Austin, Stephen

Colonizer and Political Leader

(1793-1836)

Stephen Fuller Austin was born in Austinville, Virginia, on November 3,1793. After attending Transylvania University in Lexington, Kentucky, He went to Missouri (1810), where he became director of the Bank of St. Louis and a member of the territorial legislature (1814-20). Then, in 1821, he chose to move to Texas, which was part of Mexico. A year later, he founded a colony there -- the first legally-established settlement of Anglo-Americans in the region.

For six years, Austin governed Texas, opposing the abolition of slavery. After Mexico abolished slavery, he encouraged the enforcement of a labor law, whereby slaves could be brought into Texas, technically as indentured servants.

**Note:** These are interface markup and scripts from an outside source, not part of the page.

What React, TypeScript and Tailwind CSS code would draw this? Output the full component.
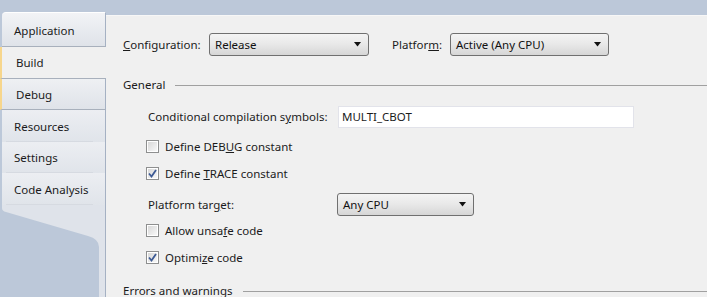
import React from "react";

const font = { fontFamily: '"Segoe UI", "Noto Sans", "Open Sans", sans-serif' };

function Dropdown({ value, width }: { value: string; width: string }) {
  return (
    <div
      className={`${width} h-[23px] flex items-center justify-between pl-[5px] pr-[6px] border border-[#707070] rounded-[3px] bg-gradient-to-b from-[#f4f4f4] via-[#e8e8e8] to-[#d6d6d6] text-[#111]`}
    >
      <span>{value}</span>
      <svg width="8" height="5" viewBox="0 0 8 5">
        <path d="M0 0 H7 L3.5 4.5 Z" fill="#111" />
      </svg>
    </div>
  );
}

function Checkbox({ checked, children }: { checked?: boolean; children: React.ReactNode }) {
  return (
    <div className="flex items-center h-[27px] pl-[40px] gap-[6px]">
      <div className="w-[13px] h-[13px] border border-[#8e8f8f] bg-white p-[1px]">
        <div className="w-full h-full bg-gradient-to-br from-[#d8d8d8] to-[#f8f8f8] flex items-center justify-center">
          {checked && (
            <svg width="9" height="9" viewBox="0 0 9 9">
              <path d="M1 4.5 L3.5 7.5 L8 1" stroke="#3d5a94" strokeWidth="1.8" fill="none" />
            </svg>
          )}
        </div>
      </div>
      <span>{children}</span>
    </div>
  );
}

function SectionTitle({ title }: { title: string }) {
  return (
    <div className="flex items-center h-[22px] pl-[17px]">
      <span className="mr-[10px]">{title}</span>
      <div className="flex-1 h-px bg-[#a0a0a0]" />
    </div>
  );
}

const tabs = ["Application", "Build", "Debug", "Resources", "Settings", "Code Analysis"];

export default function App() {
  return (
    <div
      className="w-[707px] h-[297px] flex bg-[#bcc8d9] overflow-hidden text-[11.5px] text-[#1b1b1b]"
      style={font}
    >
      {/* left tab column */}
      <div className="w-[106px] flex flex-col pt-[12px]">
        {tabs.map((t, i) => {
          if (t === "Build")
            return (
              <div
                key={t}
                className="h-[32px] flex items-center pl-[14px] pt-[1px] bg-[#f0f0f0] border-l-[2px] border-[#f7d68c] w-[106px]"
              >
                {t}
              </div>
            );
          if (t === "Application")
            return (
              <div
                key={t}
                className="h-[35px] ml-[2px] flex items-center pl-[12px] pt-[2px] rounded-tl-[4px] border-t border-white border-b border-b-[#a8b0bc] border-r border-r-[#a5b1c3] bg-gradient-to-b from-[#f2f3f6] to-[#dfe3e9]"
              >
                {t}
              </div>
            );
          if (t === "Debug")
            return (
              <div
                key={t}
                className="h-[32px] flex items-center pl-[14px] pt-[1px] border-l-[2px] border-l-[#f7d68c] border-t border-t-[#a8b0bc] border-b border-b-[#a8b0bc] border-r border-r-[#a5b1c3] bg-gradient-to-b from-[#eef0f3] to-[#dfe3e9]"
              >
                {t}
              </div>
            );
          return (
            <div
              key={t}
              className="h-[32px] ml-[2px] flex flex-col justify-center border-r border-r-[#a5b1c3] bg-gradient-to-b from-[#eceef2] to-[#e0e4ea]"
            >
              <div className="flex-1 flex items-center pl-[12px] pt-[2px]">{t}</div>
              {i < tabs.length && <div className="h-px mx-[4px] mr-[12px] bg-[#d6dae1]" />}
            </div>
          );
        })}
        <div className="flex-1 border-r border-r-[#a5b1c3] bg-[#dfe3ea]">
          <svg width="105" height="92" viewBox="0 0 105 92" className="block">
            <path d="M0 0 L2 0 L2 3 Q2 6 6 7 L88 31 Q99 34 99 42 L99 92 L0 92 Z" fill="#bcc8d9" />
          </svg>
        </div>
      </div>

      {/* content panel */}
      <div className="flex-1 mt-[15px] bg-[#f0f0f0] border-t border-[#f7f7f7] flex flex-col">
        <div className="flex items-center h-[23px] mt-[17px] pl-[17px]">
          <span className="w-[86px]">
            <u>C</u>onfiguration:
          </span>
          <Dropdown value="Release" width="w-[160px]" />
          <span className="ml-[23px] w-[58px]">
            Platfor<u>m</u>:
          </span>
          <Dropdown value="Active (Any CPU)" width="w-[159px]" />
        </div>
        <div className="h-px bg-[#a0a0a0] ml-[14px] mt-[15px]" />
        <div className="mt-[3px]">
          <SectionTitle title="General" />
        </div>
        <div className="flex items-center h-[22px] mt-[10px] pl-[42px]">
          <span className="w-[190px]">
            Conditional compilation s<u>y</u>mbols:
          </span>
          <div className="w-[296px] h-[22px] bg-white border border-[#e2e3ea] flex items-center pl-[3px]">
            MULTI_CBOT
          </div>
        </div>
        <div className="mt-[5px]">
          <Checkbox>
            Define DEB<u>U</u>G constant
          </Checkbox>
          <Checkbox checked>
            Define <u>T</u>RACE constant
          </Checkbox>
        </div>
        <div className="flex items-center h-[23px] mt-[6px] pl-[42px]">
          <span className="w-[189px]">
            Platform tar<u>g</u>et:
          </span>
          <Dropdown value="Any CPU" width="w-[137px]" />
        </div>
        <div className="mt-[1px]">
          <Checkbox>
            Allow unsa<u>f</u>e code
          </Checkbox>
          <Checkbox checked>
            Optimi<u>z</u>e code
          </Checkbox>
        </div>
        <div className="mt-[9px]">
          <SectionTitle title="Errors and warnings" />
        </div>
      </div>
    </div>
  );
}
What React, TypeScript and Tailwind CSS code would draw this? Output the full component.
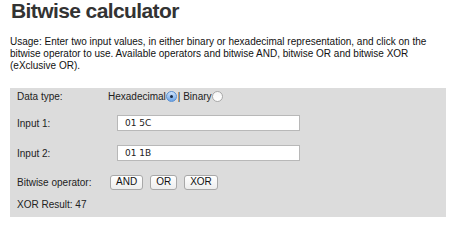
import { useState } from 'react'

function Radio({ checked }: { checked: boolean }) {
  return checked ? (
    <span className="inline-flex items-center justify-center w-[11px] h-[11px] rounded-full border border-[#5a8fd0] bg-gradient-to-b from-[#cfe3fa] to-[#6aa3e6]">
      <span className="w-[3px] h-[3px] rounded-full bg-[#1b2b44]" />
    </span>
  ) : (
    <span className="inline-block w-[11px] h-[11px] rounded-full border border-[#a9a9a9] bg-gradient-to-b from-[#f6f6f6] to-white" />
  )
}

function OpButton({ label }: { label: string }) {
  return (
    <button className="h-[15px] px-[5px] rounded-[3px] border border-[#a8a8a8] bg-gradient-to-b from-white to-[#ededed] text-[10px] leading-none text-[#111]">
      {label}
    </button>
  )
}

export default function App() {
  const [input1] = useState('01 5C')
  const [input2] = useState('01 1B')

  return (
    <div className="w-[474px] h-[244px] bg-white pl-[10px] pr-[28px] font-['Liberation_Sans',Arial,sans-serif] text-[#222]">
      <h1 className="pl-[1px] text-[21px] leading-[22px] font-bold text-[#333] tracking-[-0.6px]">
        Bitwise calculator
      </h1>
      <p className="mt-[14px] text-[10px] leading-[12px] text-[#111]">
        Usage: Enter two input values, in either binary or hexadecimal representation, and click on the
        bitwise operator to use. Available operators and bitwise AND, bitwise OR and bitwise XOR
        (eXclusive OR).
      </p>
      <div className="mt-[16px] bg-[#dcdcdc] px-[7px] pb-[7px] text-[10px]">
        <div className="flex items-center h-[16px]">
          <span className="w-[91px]">Data type:</span>
          <span className="flex items-center">
            Hexadecimal
            <Radio checked />
            <span className="ml-[1px]">| Binary</span>
            <Radio checked={false} />
          </span>
        </div>
        <div className="flex items-center h-[16px] mt-[11px]">
          <span className="w-[100px]">Input 1:</span>
          <input
            readOnly
            value={input1}
            className="w-[183px] h-[16px] bg-white border border-[#b8b8b8] px-[7px] text-[9px] font-['DejaVu_Sans',sans-serif] text-[#222] outline-none"
          />
        </div>
        <div className="flex items-center h-[16px] mt-[14px]">
          <span className="w-[100px]">Input 2:</span>
          <input
            readOnly
            value={input2}
            className="w-[183px] h-[16px] bg-white border border-[#b8b8b8] px-[7px] text-[9px] font-['DejaVu_Sans',sans-serif] text-[#222] outline-none"
          />
        </div>
        <div className="flex items-center h-[16px] mt-[13px]">
          <span className="w-[93px]">Bitwise operator:</span>
          <div className="flex gap-[7px]">
            <OpButton label="AND" />
            <OpButton label="OR" />
            <OpButton label="XOR" />
          </div>
        </div>
        <div className="flex items-center h-[12px] mt-[8px]">XOR Result: 47</div>
      </div>
    </div>
  )
}
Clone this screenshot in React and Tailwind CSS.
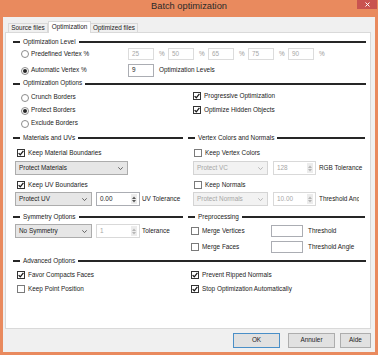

In 1833, his efforts in Mexico City to have Texas separated from Coahuila and made a state of the Mexican confederation led to his imprisonment. When he was released in 1835, he returned to Texas and opposed a declaration of independence, explaining that Texas did not have the resources to win or maintain its independence. However, a revolution brokeout in 1836, and he obligingly went to Washington to ask for help from the United States.

When he returned, Austin was defeated for the presidency of the new Republic of Texas by Sam Houston (1836). However, he served briefly as its secretary of state until he died in Austin, Texas on December 27, 1836.